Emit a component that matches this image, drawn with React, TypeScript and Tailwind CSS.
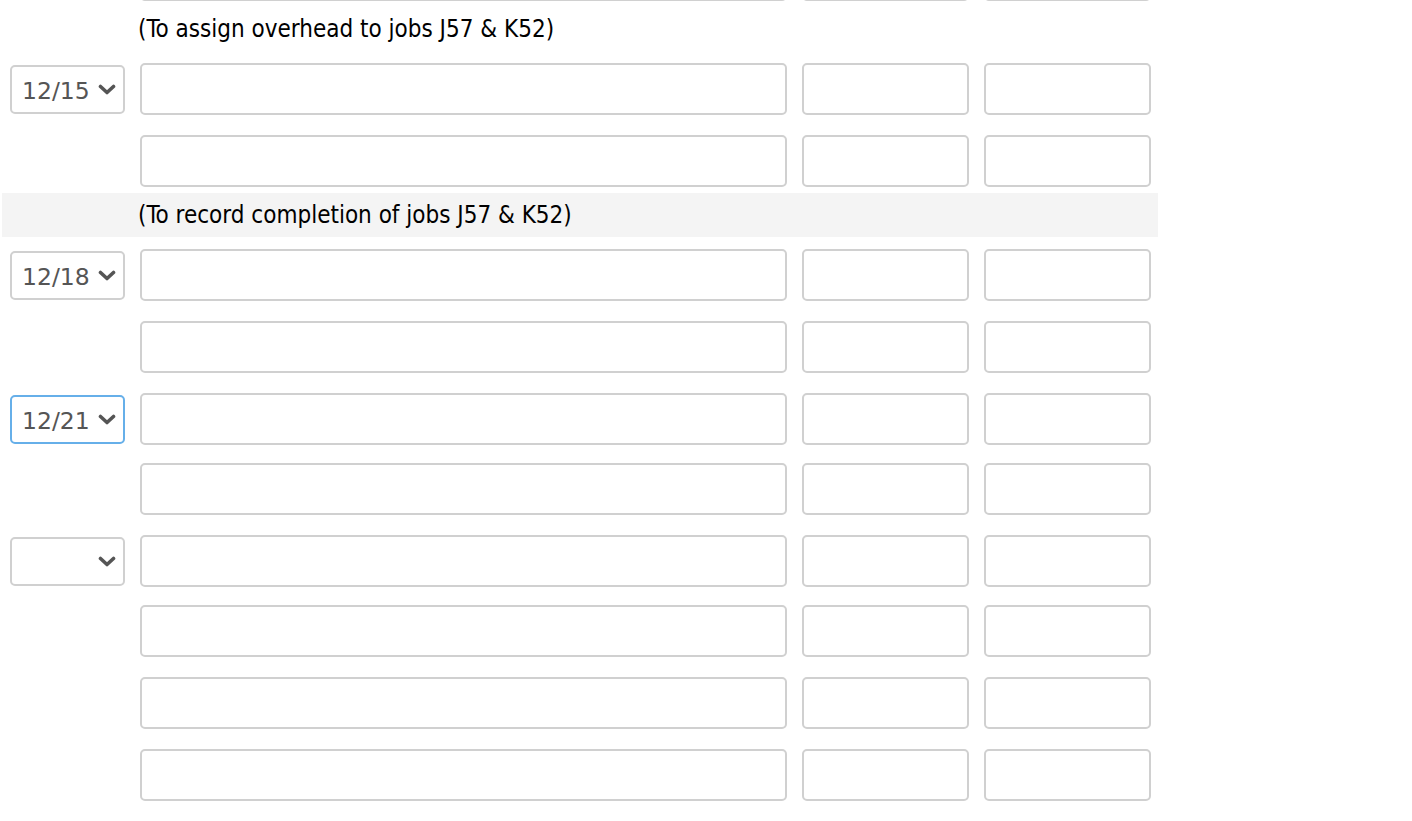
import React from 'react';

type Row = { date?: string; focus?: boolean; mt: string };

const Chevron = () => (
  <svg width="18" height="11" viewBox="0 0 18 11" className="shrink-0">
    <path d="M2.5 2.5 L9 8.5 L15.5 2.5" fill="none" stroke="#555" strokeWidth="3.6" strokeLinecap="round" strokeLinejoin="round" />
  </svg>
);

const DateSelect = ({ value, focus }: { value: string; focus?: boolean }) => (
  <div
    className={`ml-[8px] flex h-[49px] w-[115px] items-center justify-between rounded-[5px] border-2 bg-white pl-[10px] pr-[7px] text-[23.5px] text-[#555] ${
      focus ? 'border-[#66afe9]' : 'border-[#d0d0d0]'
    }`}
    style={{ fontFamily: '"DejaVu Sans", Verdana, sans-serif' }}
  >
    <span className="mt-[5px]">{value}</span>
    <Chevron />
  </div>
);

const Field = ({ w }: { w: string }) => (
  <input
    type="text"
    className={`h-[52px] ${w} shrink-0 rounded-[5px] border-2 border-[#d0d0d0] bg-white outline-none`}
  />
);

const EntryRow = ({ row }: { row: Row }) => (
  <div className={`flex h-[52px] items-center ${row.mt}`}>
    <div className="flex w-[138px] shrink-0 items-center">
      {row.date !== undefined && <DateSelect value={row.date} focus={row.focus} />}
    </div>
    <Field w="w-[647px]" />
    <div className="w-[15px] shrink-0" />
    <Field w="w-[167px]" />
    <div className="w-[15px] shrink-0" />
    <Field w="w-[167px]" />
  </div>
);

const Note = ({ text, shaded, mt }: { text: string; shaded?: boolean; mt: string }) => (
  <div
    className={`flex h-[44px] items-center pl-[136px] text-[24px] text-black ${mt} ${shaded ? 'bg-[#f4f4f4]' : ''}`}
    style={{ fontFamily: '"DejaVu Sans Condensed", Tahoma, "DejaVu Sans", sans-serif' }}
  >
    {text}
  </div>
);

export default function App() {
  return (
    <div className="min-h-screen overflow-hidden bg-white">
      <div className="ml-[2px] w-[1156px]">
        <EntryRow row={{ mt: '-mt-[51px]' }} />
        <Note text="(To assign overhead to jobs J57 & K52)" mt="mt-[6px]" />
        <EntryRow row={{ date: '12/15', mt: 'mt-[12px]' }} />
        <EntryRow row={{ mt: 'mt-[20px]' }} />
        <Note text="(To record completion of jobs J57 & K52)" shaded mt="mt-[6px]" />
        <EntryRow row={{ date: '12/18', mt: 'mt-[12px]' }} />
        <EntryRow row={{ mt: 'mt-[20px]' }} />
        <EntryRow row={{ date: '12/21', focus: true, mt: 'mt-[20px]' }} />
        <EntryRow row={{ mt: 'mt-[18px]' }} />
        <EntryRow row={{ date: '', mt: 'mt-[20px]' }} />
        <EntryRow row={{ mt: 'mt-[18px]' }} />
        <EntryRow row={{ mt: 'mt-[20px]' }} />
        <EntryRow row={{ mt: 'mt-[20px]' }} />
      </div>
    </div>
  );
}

* * *

Transcribe the material exactly, and leave out whatever pictures it holds.

## Task answer
Emit a component that matches this image, drawn with React, TypeScript and Tailwind CSS.
import React from 'react';

type Row = { date?: string; focus?: boolean; mt: string };

const Chevron = () => (
  <svg width="18" height="11" viewBox="0 0 18 11" className="shrink-0">
    <path d="M2.5 2.5 L9 8.5 L15.5 2.5" fill="none" stroke="#555" strokeWidth="3.6" strokeLinecap="round" strokeLinejoin="round" />
  </svg>
);

const DateSelect = ({ value, focus }: { value: string; focus?: boolean }) => (
  <div
    className={`ml-[8px] flex h-[49px] w-[115px] items-center justify-between rounded-[5px] border-2 bg-white pl-[10px] pr-[7px] text-[23.5px] text-[#555] ${
      focus ? 'border-[#66afe9]' : 'border-[#d0d0d0]'
    }`}
    style={{ fontFamily: '"DejaVu Sans", Verdana, sans-serif' }}
  >
    <span className="mt-[5px]">{value}</span>
    <Chevron />
  </div>
);

const Field = ({ w }: { w: string }) => (
  <input
    type="text"
    className={`h-[52px] ${w} shrink-0 rounded-[5px] border-2 border-[#d0d0d0] bg-white outline-none`}
  />
);

const EntryRow = ({ row }: { row: Row }) => (
  <div className={`flex h-[52px] items-center ${row.mt}`}>
    <div className="flex w-[138px] shrink-0 items-center">
      {row.date !== undefined && <DateSelect value={row.date} focus={row.focus} />}
    </div>
    <Field w="w-[647px]" />
    <div className="w-[15px] shrink-0" />
    <Field w="w-[167px]" />
    <div className="w-[15px] shrink-0" />
    <Field w="w-[167px]" />
  </div>
);

const Note = ({ text, shaded, mt }: { text: string; shaded?: boolean; mt: string }) => (
  <div
    className={`flex h-[44px] items-center pl-[136px] text-[24px] text-black ${mt} ${shaded ? 'bg-[#f4f4f4]' : ''}`}
    style={{ fontFamily: '"DejaVu Sans Condensed", Tahoma, "DejaVu Sans", sans-serif' }}
  >
    {text}
  </div>
);

export default function App() {
  return (
    <div className="min-h-screen overflow-hidden bg-white">
      <div className="ml-[2px] w-[1156px]">
        <EntryRow row={{ mt: '-mt-[51px]' }} />
        <Note text="(To assign overhead to jobs J57 & K52)" mt="mt-[6px]" />
        <EntryRow row={{ date: '12/15', mt: 'mt-[12px]' }} />
        <EntryRow row={{ mt: 'mt-[20px]' }} />
        <Note text="(To record completion of jobs J57 & K52)" shaded mt="mt-[6px]" />
        <EntryRow row={{ date: '12/18', mt: 'mt-[12px]' }} />
        <EntryRow row={{ mt: 'mt-[20px]' }} />
        <EntryRow row={{ date: '12/21', focus: true, mt: 'mt-[20px]' }} />
        <EntryRow row={{ mt: 'mt-[18px]' }} />
        <EntryRow row={{ date: '', mt: 'mt-[20px]' }} />
        <EntryRow row={{ mt: 'mt-[18px]' }} />
        <EntryRow row={{ mt: 'mt-[20px]' }} />
        <EntryRow row={{ mt: 'mt-[20px]' }} />
      </div>
    </div>
  );
}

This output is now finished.